→ Your instructions:
Restate the whole listing word for word. Pictures are left out.

→ Listing:
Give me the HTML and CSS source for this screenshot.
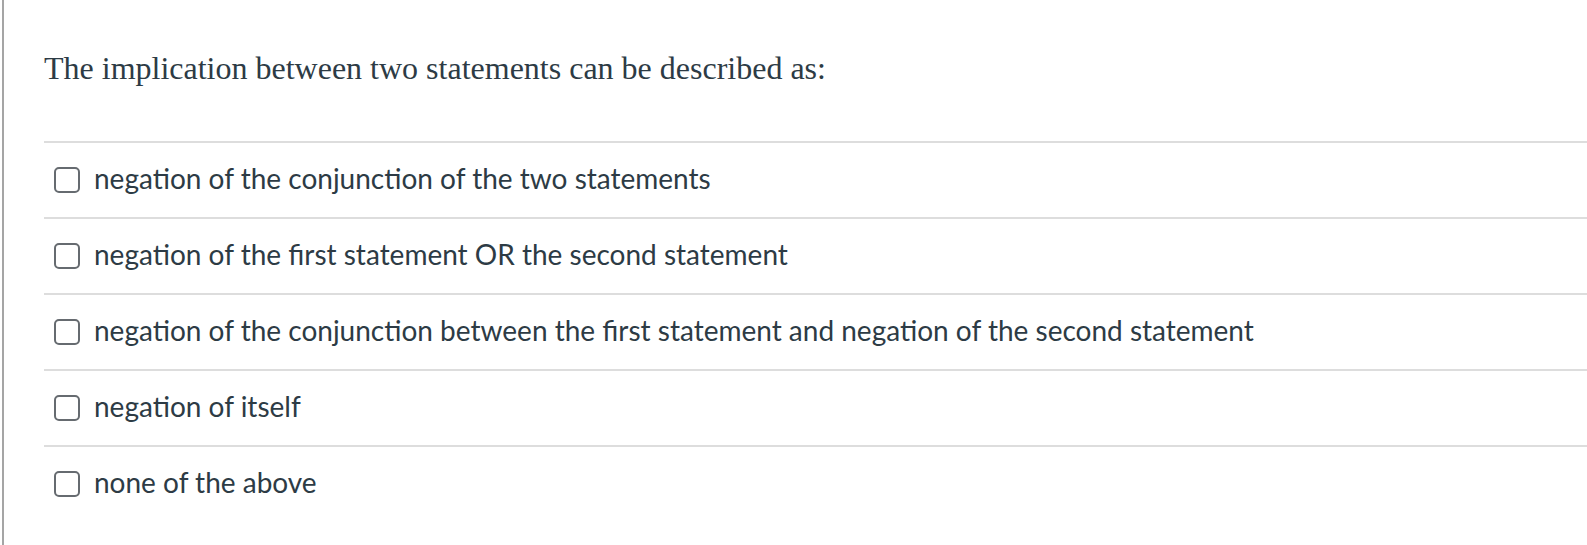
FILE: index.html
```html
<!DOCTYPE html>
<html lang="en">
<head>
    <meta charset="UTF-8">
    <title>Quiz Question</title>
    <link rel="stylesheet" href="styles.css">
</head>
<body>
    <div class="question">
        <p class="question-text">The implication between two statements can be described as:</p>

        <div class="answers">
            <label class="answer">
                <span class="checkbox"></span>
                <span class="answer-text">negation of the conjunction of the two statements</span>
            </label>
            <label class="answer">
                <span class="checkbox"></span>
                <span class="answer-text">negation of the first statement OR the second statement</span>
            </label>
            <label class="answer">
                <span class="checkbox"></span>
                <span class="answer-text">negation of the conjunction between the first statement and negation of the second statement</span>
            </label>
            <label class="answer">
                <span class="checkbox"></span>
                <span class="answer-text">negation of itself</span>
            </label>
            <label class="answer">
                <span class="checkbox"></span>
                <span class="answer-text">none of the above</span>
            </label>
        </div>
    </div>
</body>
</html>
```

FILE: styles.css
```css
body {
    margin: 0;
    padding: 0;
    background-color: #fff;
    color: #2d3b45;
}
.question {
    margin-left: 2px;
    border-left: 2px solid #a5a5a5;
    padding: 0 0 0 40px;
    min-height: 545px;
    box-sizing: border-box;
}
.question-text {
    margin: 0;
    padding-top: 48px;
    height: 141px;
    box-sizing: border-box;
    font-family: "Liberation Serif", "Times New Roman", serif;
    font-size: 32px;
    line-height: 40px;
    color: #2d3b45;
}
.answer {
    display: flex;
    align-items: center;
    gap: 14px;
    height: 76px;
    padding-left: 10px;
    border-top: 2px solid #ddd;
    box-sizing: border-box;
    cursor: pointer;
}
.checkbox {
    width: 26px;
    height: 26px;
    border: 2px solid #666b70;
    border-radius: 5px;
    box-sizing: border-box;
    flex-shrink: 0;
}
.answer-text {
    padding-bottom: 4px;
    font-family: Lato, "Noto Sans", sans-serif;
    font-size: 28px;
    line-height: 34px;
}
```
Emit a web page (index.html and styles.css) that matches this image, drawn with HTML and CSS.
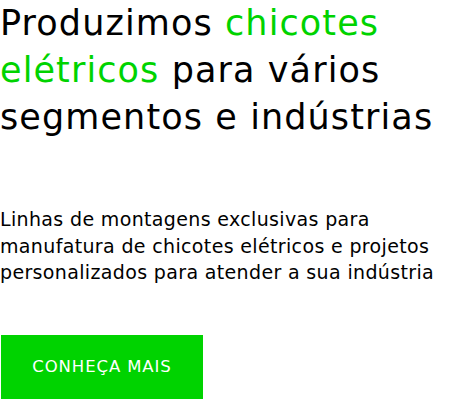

→ Written response:
Give me the HTML and CSS source for this screenshot.
FILE: index.html
```html
<!DOCTYPE html>
<html lang="en">
<head>
    <meta charset="UTF-8">
    <title>Quiz Question</title>
    <link rel="stylesheet" href="styles.css">
</head>
<body>
    <div class="question">
        <p class="question-text">The implication between two statements can be described as:</p>

        <div class="answers">
            <label class="answer">
                <span class="checkbox"></span>
                <span class="answer-text">negation of the conjunction of the two statements</span>
            </label>
            <label class="answer">
                <span class="checkbox"></span>
                <span class="answer-text">negation of the first statement OR the second statement</span>
            </label>
            <label class="answer">
                <span class="checkbox"></span>
                <span class="answer-text">negation of the conjunction between the first statement and negation of the second statement</span>
            </label>
            <label class="answer">
                <span class="checkbox"></span>
                <span class="answer-text">negation of itself</span>
            </label>
            <label class="answer">
                <span class="checkbox"></span>
                <span class="answer-text">none of the above</span>
            </label>
        </div>
    </div>
</body>
</html>
```

FILE: styles.css
```css
body {
    margin: 0;
    padding: 0;
    background-color: #fff;
    color: #2d3b45;
}
.question {
    margin-left: 2px;
    border-left: 2px solid #a5a5a5;
    padding: 0 0 0 40px;
    min-height: 545px;
    box-sizing: border-box;
}
.question-text {
    margin: 0;
    padding-top: 48px;
    height: 141px;
    box-sizing: border-box;
    font-family: "Liberation Serif", "Times New Roman", serif;
    font-size: 32px;
    line-height: 40px;
    color: #2d3b45;
}
.answer {
    display: flex;
    align-items: center;
    gap: 14px;
    height: 76px;
    padding-left: 10px;
    border-top: 2px solid #ddd;
    box-sizing: border-box;
    cursor: pointer;
}
.checkbox {
    width: 26px;
    height: 26px;
    border: 2px solid #666b70;
    border-radius: 5px;
    box-sizing: border-box;
    flex-shrink: 0;
}
.answer-text {
    padding-bottom: 4px;
    font-family: Lato, "Noto Sans", sans-serif;
    font-size: 28px;
    line-height: 34px;
}
```
Emit a web page (index.html and styles.css) that matches this image, drawn with HTML and CSS.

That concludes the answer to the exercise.